The ship is alongside the wharf; and although she is as good a ship, and we have had as good a voyage as falls to the lot of most people, yet I do assure you, I very willingly step out of her,-into the Continent of America.
LETTER V. .
Quebec, July, 1806.
HAVING led you, my worthy friend, across the Atlantic, and Gulf of St. Lawrence, and conducted you up the river to Quebec, let us take a view of this famous city and its neighbourhood. I have now been here a few weeks; and a few weeks residence is, I conceive, quite enough to enable one to see and judge of the outward and visible part of a country, its inhabitants, and their customs. Indeed, I am convinced that it is during the first few weeks' residence that you are best qualified to judge of, and describe these matters. In the first place, the appearance and manners of the country you came from, are alive in recollection; hence you will the more forcibly be struck with every thing new; and in the second place, while these impressions are new, they will so occupy your mind, as to enable you, with facility, to describe
them clearly and forcibly, which you would have great difficulty in doing after time had familiarized them to you, and weakened your recollection of that country, and of those appearances with which you originally contrasted them. Hence you always find that the truest and most lively descriptions of countries, of people, and of manners, are given by travellers who make a point of noting down, under the impressions of the moment, whatever may strike them as worthy of remark.
Europeans have ever been told that the appearance of America is extremely imposing; and, so far as I have seen, I can safely bear testimony to the truth of the remark. Nature seems to have sketched the picture with a bold hand: the outline is rough, but the effect is grand, and à la distance, the scenery is extremely pleasing.
There is not, perhaps, in the whole extent of this immense continent, so fine an approach to it as by the river St. Lawrence. In the southern states you have, in general, a level country for many miles in
land; here you are introduced at once into a majestic country: every thing is on the grand scale; mountains, woods, lakes, rivers, precipices, waterfalls, all shew the hand of nature in a vast and imposing manner the stamp, the impression of originality, are conspicuous every where. The pigmy operations of man, the marks of civilization and of cultivation, here and there meet the eye; yet, nevertheless, the country has still the appearance of an immense forest.
When we reflect on the number of years this country has been in the possession of Europeans, we cannot help being surprised that it should still retain so much of its original rudeness: it is now about 260 years since it was taken possession of by the French.
However, it must be confessed, they cannot be said to have had peaceable possession. They were very soon attacked by the Indians, who kept them in an almost constant state of warfare; they were never free from alarms; and in this perilous situation they continued for many years. The infant colony seems to have been very much neglected by Old France,
who did not by any means watch over it with a motherly care.

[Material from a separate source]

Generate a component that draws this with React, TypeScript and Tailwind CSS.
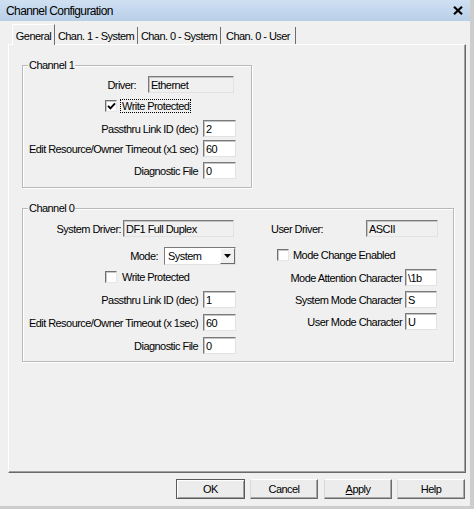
import React from "react";

function Field({ value, w, ro = false, h = 17 }: { value: string; w: number; ro?: boolean; h?: number }) {
  return (
    <div
      className={
        "flex items-center pl-[2px] border border-t-[#7a7a7a] border-l-[#7a7a7a] border-r-[#e2e2e2] border-b-[#e2e2e2] shadow-[inset_1px_1px_0_#c4c4c4] " +
        (ro ? "bg-[#f0f0f0]" : "bg-white")
      }
      style={{ width: w, height: h }}
    >
      <span className="whitespace-nowrap">{value}</span>
    </div>
  );
}

function Check({ checked = false }: { checked?: boolean }) {
  return (
    <span className="w-[12px] h-[12px] flex items-center justify-center bg-white border border-t-[#707070] border-l-[#707070] border-r-[#e6e6e6] border-b-[#e6e6e6] shadow-[inset_1px_1px_0_#c8c8c8]">
      {checked && (
        <svg width="9" height="9" viewBox="0 0 9 9">
          <path d="M1 3.8 L3.4 6.4 L8 1.4" stroke="#000" strokeWidth="1.9" fill="none" />
        </svg>
      )}
    </span>
  );
}

function LabeledInput({ label, value, lw, gap, iw, mt }: { label: string; value: string; lw: number; gap: number; iw: number; mt: number }) {
  return (
    <div className="flex items-center h-[17px]" style={{ marginTop: mt }}>
      <span className="text-right whitespace-nowrap" style={{ width: lw }}>
        {label}
      </span>
      <div style={{ marginLeft: gap }}>
        <Field value={value} w={iw} />
      </div>
    </div>
  );
}

function Group({ title, w, h, mt, children }: { title: string; w: number; h: number; mt: number; children: React.ReactNode }) {
  return (
    <div
      className="relative border border-[#b9b9b9] shadow-[1px_1px_0_#ffffff,inset_1px_1px_0_#ffffff]"
      style={{ width: w, height: h, marginTop: mt }}
    >
      <span className="absolute -top-[8px] left-[5px] px-[1px] bg-[#f0f0f0] whitespace-nowrap">{title}</span>
      {children}
    </div>
  );
}

function Btn({ children, w, ml, def = false }: { children: React.ReactNode; w: number; ml: number; def?: boolean }) {
  return (
    <div
      className={
        "h-[20px] flex items-center justify-center bg-[#ececec] " +
        (def
          ? "border border-[#5a5a5a] shadow-[inset_1px_1px_0_#ffffff,inset_-1px_-1px_0_#a0a0a0]"
          : "border border-t-[#ffffff] border-l-[#d8d8d8] border-r-[#6a6a6a] border-b-[#6a6a6a] shadow-[inset_-1px_-1px_0_#a8a8a8]")
      }
      style={{ width: w, marginLeft: ml }}
    >
      {children}
    </div>
  );
}

export default function App() {
  return (
    <div className="w-[474px] h-[509px] bg-[#f0f0f0] border-r-[4px] border-b-[3px] border-[#cdcdcd] flex flex-col overflow-hidden text-[11px] leading-[14px] tracking-[-0.55px] text-black [font-family:'Liberation_Sans',Arial,sans-serif]">
      {/* Title bar */}
      <div className="h-[21px] shrink-0 flex items-center justify-between pl-[6px] pr-[7px] bg-gradient-to-b from-[#cfe0f2] to-[#b8cfe8] text-[12px] tracking-[-0.6px]">
        <span className="whitespace-nowrap">Channel Configuration</span>
        <svg width="10" height="9" viewBox="0 0 10 9">
          <path d="M1 0.8 L9 8.2 M9 0.8 L1 8.2" stroke="#000" strokeWidth="2.2" />
        </svg>
      </div>

      {/* Tabs */}
      <div className="h-[23px] shrink-0 flex items-end pl-[12px] relative z-10 whitespace-nowrap">
        <div className="h-[21px] -mb-[1px] w-[43px] bg-[#f0f0f0] border-t border-l border-t-white border-l-white border-r border-r-[#6e6e6e] flex justify-center pt-[4px]">
          General
        </div>
        <div className="h-[17px] w-[83px] border-r border-r-[#6e6e6e] flex items-center justify-center">Chan. 1 - System</div>
        <div className="h-[17px] w-[83px] border-r border-r-[#6e6e6e] flex items-center justify-center">Chan. 0 - System</div>
        <div className="h-[17px] w-[75px] border-r border-r-[#6e6e6e] flex items-center justify-center">Chan. 0 - User</div>
      </div>

      {/* Panel */}
      <div className="ml-[8px] w-[458px] h-[429px] shrink-0 border border-t-white border-l-white border-r-[#696969] border-b-[#696969] shadow-[inset_-1px_-1px_0_#a0a0a0] pl-[13px] flex flex-col">
        <Group title="Channel 1" w={230} h={123} mt={20}>
          <div className="flex flex-col">
            <div className="flex items-center h-[17px] mt-[10px]">
              <span className="w-[113px] text-right">Driver:</span>
              <div className="ml-[12px]">
                <Field value="Ethernet" w={86} ro />
              </div>
            </div>
            <div className="flex items-center h-[14px] mt-[6px] ml-[82px]">
              <Check checked />
              <span className="ml-[3px] px-[1px] h-[14px] flex items-center border border-dotted border-black whitespace-nowrap">Write Protected</span>
            </div>
            <LabeledInput label="Passthru Link ID (dec)" value="2" lw={175} gap={5} iw={33} mt={7} />
            <LabeledInput label="Edit Resource/Owner Timeout (x1 sec)" value="60" lw={175} gap={5} iw={33} mt={3} />
            <LabeledInput label="Diagnostic File" value="0" lw={175} gap={5} iw={33} mt={5} />
          </div>
        </Group>

        <Group title="Channel 0" w={432} h={154} mt={20}>
          <div className="flex">
            <div className="w-[217px] flex flex-col">
              <div className="flex items-center h-[17px] mt-[11px]">
                <span className="w-[98px] text-right whitespace-nowrap">System Driver:</span>
                <div className="ml-[2px]">
                  <Field value="DF1 Full Duplex" w={111} ro />
                </div>
              </div>
              <div className="flex items-center h-[18px] mt-[10px]">
                <span className="w-[135px] text-right">Mode:</span>
                <div className="ml-[6px] w-[72px] h-[18px] bg-white border border-t-[#7a7a7a] border-l-[#7a7a7a] border-r-[#e2e2e2] border-b-[#e2e2e2] flex items-center justify-between">
                  <span className="pl-[3px]">System</span>
                  <div className="w-[15px] h-[16px] bg-[#f0f0f0] border border-t-white border-l-white border-r-[#6a6a6a] border-b-[#6a6a6a] flex items-center justify-center">
                    <svg width="7" height="4" viewBox="0 0 7 4">
                      <path d="M0 0 H7 L3.5 4 Z" fill="#000" />
                    </svg>
                  </div>
                </div>
              </div>
              <div className="flex items-center h-[14px] mt-[5px] ml-[82px]">
                <Check />
                <span className="ml-[4px] px-[1px] whitespace-nowrap">Write Protected</span>
              </div>
              <LabeledInput label="Passthru Link ID (dec)" value="1" lw={175} gap={5} iw={33} mt={7} />
              <LabeledInput label="Edit Resource/Owner Timeout (x 1sec)" value="60" lw={175} gap={5} iw={33} mt={6} />
              <LabeledInput label="Diagnostic File" value="0" lw={175} gap={5} iw={33} mt={6} />
            </div>
            <div className="flex flex-col">
              <div className="flex items-center h-[17px] mt-[11px] ml-[31px]">
                <span className="w-[95px] whitespace-nowrap">User Driver:</span>
                <Field value="ASCII" w={72} ro />
              </div>
              <div className="flex items-center h-[14px] mt-[11px] ml-[37px]">
                <Check />
                <span className="ml-[4px] whitespace-nowrap">Mode Change Enabled</span>
              </div>
              <LabeledInput label="Mode Attention Character" value="\1b" lw={162} gap={3} iw={32} mt={7} />
              <LabeledInput label="System Mode Character" value="S" lw={162} gap={3} iw={32} mt={5} />
              <LabeledInput label="User Mode Character" value="U" lw={162} gap={3} iw={32} mt={5} />
            </div>
          </div>
        </Group>
      </div>

      {/* Buttons */}
      <div className="flex mt-[6px] pl-[176px]">
        <Btn w={69} ml={0} def>
          OK
        </Btn>
        <Btn w={68} ml={5}>
          Cancel
        </Btn>
        <Btn w={68} ml={6}>
          <span>
            <span className="underline">A</span>pply
          </span>
        </Btn>
        <Btn w={68} ml={5}>
          Help
        </Btn>
      </div>
    </div>
  );
}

The colonizing of Canada was for many years entrusted to private individuals, who, at their own expence, fitted out expeditions. They were usually men of rank and fortune, who took the lead in these expeditions, receiving from government an exclusive right to trade with the Indians in furs, which at first was the principal article of Canadian commerce. These leading men found no difficulty in enticing as many individuals to accompany them as their funds could provide for. But experience ever shewed that these expeditions were on too small a scale to ensure success or safety to the settlers. They were quite inadequate to putting them on a footing with their opponents, the Indians; who harassed them in such a manner by continued and reiterated incursions, that they could neither sow nor reap in safety.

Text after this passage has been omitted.